Sure, a headline like “Indy 500 hoping it can recapture lost luster” would have been appropriate in 1996, and for at least a few years after. Having covered that May 26, 1996 race, it was inescapable that the Indy Racing League was a fledgling, near desperate series.

On May 17, polesitter Scott Brayton was killed. The next day, Dan Drinan nearly was. The starting grid had drivers like Racin Gardner and Brad Murphey and Paul Durant who probably wouldn’t be there if so many regulars like Bobby Rahal, Emerson Fittipaldi and Al Unser Jr. weren’t off at Michigan running in the CART-sanctioned, similarly grim U.S. 500 the same day. Buddy Lazier won Indy, and while nobody begrudged him the victory, there had to be an asterisk next to his name in many fans’ mental record books.

For the next few years the Indy Racing League and the 500 was a genuine mixed bag – it was hard to point to the utter professionalism of the field when Dr. Jack Miller, The Racing Dentist, was present – in part due to his ability to get toothpaste sponsorship.

Gradually, some “luster” returned, but the race-day event itself never wavered from being a slick, carefully produced spectacle – maybe Al Unser, Jr., wasn’t in the lineup, but Jim Nabors and Florence Henderson stuck around.

Yes, there were some empty seats at the Indianapolis 500, just like there were NASCAR Sprint Cup Coca-Cola 600, and I’m pretty sure I saw a few flashes of naked aluminum at the Monaco GP.

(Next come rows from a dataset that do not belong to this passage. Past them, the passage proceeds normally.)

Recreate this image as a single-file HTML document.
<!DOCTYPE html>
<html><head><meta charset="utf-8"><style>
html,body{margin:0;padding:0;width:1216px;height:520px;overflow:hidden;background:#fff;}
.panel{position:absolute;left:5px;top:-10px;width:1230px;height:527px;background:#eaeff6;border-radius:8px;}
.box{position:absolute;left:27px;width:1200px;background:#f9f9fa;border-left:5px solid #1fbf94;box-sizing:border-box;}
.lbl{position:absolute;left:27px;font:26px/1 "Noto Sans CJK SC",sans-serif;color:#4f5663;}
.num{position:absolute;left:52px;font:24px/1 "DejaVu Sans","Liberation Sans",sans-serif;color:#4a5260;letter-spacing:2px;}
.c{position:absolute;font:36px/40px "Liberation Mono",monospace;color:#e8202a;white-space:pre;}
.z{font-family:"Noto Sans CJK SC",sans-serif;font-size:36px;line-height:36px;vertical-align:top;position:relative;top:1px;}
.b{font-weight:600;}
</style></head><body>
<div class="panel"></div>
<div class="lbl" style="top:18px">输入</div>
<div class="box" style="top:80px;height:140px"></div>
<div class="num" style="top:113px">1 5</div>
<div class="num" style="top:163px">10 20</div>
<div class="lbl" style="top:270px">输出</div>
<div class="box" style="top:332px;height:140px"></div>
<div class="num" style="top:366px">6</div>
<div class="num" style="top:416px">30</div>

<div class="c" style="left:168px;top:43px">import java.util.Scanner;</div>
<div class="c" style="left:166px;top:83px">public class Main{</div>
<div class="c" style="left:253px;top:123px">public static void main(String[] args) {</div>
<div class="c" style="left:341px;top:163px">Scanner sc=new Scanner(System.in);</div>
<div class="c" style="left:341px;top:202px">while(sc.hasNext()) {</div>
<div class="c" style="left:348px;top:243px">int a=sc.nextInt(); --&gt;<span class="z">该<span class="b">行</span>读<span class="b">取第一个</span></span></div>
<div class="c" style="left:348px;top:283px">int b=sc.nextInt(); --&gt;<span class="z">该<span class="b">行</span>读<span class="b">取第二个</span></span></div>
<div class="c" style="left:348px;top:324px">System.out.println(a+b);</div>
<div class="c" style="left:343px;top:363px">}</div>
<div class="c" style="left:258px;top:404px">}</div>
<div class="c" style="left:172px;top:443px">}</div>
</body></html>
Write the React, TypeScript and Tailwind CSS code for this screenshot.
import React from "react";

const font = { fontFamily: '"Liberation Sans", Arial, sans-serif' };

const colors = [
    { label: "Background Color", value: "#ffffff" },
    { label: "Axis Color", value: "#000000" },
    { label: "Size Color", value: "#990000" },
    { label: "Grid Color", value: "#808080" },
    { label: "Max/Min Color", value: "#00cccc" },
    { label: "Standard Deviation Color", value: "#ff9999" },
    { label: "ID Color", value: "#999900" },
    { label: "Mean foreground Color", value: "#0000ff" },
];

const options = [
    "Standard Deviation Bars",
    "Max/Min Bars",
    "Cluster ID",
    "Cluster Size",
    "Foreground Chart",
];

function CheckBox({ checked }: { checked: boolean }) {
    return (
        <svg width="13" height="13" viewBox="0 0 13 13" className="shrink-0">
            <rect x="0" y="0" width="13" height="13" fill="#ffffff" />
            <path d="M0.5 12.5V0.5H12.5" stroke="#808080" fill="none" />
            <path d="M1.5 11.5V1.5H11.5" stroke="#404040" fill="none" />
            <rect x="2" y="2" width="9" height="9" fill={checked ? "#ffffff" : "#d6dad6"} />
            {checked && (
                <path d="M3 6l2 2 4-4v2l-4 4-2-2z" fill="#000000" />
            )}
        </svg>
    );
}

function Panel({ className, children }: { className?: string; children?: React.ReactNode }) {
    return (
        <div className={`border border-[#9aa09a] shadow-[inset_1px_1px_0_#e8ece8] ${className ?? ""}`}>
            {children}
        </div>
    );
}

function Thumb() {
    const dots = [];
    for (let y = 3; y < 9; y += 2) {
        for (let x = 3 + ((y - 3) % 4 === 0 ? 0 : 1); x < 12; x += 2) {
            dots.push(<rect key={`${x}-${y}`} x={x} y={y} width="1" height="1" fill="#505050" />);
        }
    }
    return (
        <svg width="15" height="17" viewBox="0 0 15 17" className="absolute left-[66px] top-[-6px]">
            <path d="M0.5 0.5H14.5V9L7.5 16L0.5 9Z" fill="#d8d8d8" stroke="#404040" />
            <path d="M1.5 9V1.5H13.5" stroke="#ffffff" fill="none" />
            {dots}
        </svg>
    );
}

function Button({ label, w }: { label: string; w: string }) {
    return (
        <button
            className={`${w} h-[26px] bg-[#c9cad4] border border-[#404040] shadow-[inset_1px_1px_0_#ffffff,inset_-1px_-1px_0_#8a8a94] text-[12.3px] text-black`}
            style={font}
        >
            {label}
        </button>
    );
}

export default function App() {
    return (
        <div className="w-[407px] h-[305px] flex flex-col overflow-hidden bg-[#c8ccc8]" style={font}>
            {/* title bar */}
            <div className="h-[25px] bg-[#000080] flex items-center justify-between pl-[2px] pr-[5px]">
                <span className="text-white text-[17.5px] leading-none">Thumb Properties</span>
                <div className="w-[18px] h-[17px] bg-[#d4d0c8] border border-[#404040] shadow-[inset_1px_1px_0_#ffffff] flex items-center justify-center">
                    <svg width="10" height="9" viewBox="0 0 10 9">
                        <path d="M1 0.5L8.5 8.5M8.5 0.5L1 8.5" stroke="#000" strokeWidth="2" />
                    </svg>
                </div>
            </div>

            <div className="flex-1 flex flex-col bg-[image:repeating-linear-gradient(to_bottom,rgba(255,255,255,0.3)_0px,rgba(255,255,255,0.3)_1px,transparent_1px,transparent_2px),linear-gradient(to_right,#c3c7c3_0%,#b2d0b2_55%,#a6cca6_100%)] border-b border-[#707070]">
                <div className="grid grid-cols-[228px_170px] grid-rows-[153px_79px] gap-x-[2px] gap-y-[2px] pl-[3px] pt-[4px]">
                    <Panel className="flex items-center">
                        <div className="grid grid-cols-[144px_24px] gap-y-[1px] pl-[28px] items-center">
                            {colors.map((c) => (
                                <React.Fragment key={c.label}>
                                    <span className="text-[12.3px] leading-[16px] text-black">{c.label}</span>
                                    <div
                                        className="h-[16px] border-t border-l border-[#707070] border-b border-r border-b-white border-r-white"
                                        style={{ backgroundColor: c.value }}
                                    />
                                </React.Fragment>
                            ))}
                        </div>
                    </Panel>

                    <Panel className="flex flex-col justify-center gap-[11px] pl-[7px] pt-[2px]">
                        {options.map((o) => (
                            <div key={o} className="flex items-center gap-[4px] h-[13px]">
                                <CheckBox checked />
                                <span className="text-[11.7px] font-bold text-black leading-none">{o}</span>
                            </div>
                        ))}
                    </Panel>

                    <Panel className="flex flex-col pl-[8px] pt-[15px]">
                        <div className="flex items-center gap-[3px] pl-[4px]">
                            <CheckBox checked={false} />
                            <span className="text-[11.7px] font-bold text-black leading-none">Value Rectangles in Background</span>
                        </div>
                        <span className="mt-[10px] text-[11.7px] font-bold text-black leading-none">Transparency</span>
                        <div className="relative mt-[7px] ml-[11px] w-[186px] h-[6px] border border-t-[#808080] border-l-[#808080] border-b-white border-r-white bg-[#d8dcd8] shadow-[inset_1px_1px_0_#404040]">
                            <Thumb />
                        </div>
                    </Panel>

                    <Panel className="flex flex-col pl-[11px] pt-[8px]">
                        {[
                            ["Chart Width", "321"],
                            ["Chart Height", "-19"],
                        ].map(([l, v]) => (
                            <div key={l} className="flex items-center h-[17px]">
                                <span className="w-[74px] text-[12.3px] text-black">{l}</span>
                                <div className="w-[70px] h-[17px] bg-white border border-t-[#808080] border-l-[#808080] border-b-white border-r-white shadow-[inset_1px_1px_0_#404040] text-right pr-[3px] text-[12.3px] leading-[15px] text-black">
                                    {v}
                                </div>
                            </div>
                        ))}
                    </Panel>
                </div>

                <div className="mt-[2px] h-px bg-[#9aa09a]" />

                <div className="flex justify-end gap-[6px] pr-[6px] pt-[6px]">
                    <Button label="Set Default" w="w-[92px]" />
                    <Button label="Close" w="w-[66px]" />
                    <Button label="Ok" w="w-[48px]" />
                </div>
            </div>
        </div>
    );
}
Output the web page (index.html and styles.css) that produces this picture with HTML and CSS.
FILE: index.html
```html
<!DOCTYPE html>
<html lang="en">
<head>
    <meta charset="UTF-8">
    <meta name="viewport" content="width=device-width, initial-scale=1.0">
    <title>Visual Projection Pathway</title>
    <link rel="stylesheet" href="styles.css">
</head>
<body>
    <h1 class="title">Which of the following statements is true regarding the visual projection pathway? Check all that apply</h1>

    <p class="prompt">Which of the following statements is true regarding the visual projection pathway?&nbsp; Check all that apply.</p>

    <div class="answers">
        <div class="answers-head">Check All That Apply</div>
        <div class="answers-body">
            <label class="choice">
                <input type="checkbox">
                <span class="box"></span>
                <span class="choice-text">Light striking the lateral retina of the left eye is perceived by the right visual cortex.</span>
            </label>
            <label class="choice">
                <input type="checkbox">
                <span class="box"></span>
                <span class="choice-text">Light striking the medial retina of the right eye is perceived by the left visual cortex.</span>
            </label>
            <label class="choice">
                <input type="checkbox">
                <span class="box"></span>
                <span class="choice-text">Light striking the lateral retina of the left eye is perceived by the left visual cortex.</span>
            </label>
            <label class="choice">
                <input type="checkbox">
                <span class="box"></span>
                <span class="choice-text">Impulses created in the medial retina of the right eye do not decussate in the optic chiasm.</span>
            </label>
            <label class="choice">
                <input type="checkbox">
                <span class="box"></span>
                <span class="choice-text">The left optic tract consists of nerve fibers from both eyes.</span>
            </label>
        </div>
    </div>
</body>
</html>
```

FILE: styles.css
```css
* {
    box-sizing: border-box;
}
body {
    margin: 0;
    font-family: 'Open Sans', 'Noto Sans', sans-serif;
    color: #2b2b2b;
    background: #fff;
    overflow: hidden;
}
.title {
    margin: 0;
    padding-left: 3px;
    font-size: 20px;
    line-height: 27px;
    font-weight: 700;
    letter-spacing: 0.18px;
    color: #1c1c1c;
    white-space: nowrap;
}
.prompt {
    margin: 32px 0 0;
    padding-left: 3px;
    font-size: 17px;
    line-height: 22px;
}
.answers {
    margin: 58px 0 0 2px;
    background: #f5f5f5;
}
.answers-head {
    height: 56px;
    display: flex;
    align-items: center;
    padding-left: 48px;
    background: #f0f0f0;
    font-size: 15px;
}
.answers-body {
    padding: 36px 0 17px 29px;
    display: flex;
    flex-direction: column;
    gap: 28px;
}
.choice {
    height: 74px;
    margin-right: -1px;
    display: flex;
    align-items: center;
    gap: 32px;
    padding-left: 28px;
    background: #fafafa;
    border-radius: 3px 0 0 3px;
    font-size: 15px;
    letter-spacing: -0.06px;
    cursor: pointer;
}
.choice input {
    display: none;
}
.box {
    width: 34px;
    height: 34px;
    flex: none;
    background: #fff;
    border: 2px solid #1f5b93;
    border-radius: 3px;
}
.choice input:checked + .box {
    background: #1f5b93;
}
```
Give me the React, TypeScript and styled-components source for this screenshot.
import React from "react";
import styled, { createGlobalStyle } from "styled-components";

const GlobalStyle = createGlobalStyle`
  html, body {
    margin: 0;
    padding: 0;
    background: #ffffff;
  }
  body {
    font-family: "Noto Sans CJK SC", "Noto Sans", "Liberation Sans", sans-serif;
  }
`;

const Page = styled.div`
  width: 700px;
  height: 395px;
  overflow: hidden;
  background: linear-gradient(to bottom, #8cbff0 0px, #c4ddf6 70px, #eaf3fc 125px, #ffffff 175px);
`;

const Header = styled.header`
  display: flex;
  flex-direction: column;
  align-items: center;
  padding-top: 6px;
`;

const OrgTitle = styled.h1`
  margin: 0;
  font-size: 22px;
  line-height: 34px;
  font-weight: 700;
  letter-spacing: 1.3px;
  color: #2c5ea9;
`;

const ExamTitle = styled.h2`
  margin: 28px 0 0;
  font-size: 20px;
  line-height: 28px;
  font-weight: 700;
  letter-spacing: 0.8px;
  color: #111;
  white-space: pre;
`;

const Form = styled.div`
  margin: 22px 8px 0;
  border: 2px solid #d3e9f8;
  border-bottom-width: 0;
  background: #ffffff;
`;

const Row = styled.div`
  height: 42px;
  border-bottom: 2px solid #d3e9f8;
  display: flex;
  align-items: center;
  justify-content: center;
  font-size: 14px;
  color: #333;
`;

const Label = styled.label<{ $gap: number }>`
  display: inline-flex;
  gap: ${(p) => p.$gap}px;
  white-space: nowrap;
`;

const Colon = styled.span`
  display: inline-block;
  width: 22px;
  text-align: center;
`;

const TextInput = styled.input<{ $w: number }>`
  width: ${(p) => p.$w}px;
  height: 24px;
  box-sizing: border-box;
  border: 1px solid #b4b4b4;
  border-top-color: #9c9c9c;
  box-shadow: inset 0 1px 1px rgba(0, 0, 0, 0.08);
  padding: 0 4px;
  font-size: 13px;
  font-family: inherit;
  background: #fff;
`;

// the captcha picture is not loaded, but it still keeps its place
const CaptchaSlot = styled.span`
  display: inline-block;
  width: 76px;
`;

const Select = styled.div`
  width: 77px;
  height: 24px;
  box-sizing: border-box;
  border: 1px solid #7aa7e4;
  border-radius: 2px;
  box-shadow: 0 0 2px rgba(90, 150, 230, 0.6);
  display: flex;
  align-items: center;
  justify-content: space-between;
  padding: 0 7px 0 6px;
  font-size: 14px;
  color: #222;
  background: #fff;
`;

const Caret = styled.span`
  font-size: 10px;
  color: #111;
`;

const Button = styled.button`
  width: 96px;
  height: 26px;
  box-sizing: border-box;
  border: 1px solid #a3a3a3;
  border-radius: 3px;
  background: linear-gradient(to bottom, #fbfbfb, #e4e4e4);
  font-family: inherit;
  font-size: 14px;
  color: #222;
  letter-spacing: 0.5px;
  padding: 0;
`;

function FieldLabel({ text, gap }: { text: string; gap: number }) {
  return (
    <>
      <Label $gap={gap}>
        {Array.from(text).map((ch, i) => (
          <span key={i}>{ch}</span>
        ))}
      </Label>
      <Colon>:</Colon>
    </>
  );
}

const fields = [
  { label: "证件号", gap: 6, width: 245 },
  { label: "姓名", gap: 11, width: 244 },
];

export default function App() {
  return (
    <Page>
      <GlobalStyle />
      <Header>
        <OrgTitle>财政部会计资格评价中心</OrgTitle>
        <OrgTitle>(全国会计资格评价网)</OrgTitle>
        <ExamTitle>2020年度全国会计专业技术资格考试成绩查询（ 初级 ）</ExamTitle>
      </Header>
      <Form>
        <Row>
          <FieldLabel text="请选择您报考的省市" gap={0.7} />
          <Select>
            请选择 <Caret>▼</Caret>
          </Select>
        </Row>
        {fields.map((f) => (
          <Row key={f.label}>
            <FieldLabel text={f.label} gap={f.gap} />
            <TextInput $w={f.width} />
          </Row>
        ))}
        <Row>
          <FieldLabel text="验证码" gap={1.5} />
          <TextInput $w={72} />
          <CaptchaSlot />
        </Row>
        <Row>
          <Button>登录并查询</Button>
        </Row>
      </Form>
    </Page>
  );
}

But if USA Today – or anybody – thinks we’ll ever see the luster at the Indianapolis 500 like we did in the 1960s, when giants like Dan Gurney, Jim Clark, Mario Andretti and A.J. Foyt walked the earth – well, it won’t happen. But this year, I don’t think there was a single driver in the starting 33 that didn’t belong.

After the race yesterday, I’m fine with what the Indianapolis 500 is. It may not be what it once was, but it’s still better than anything else.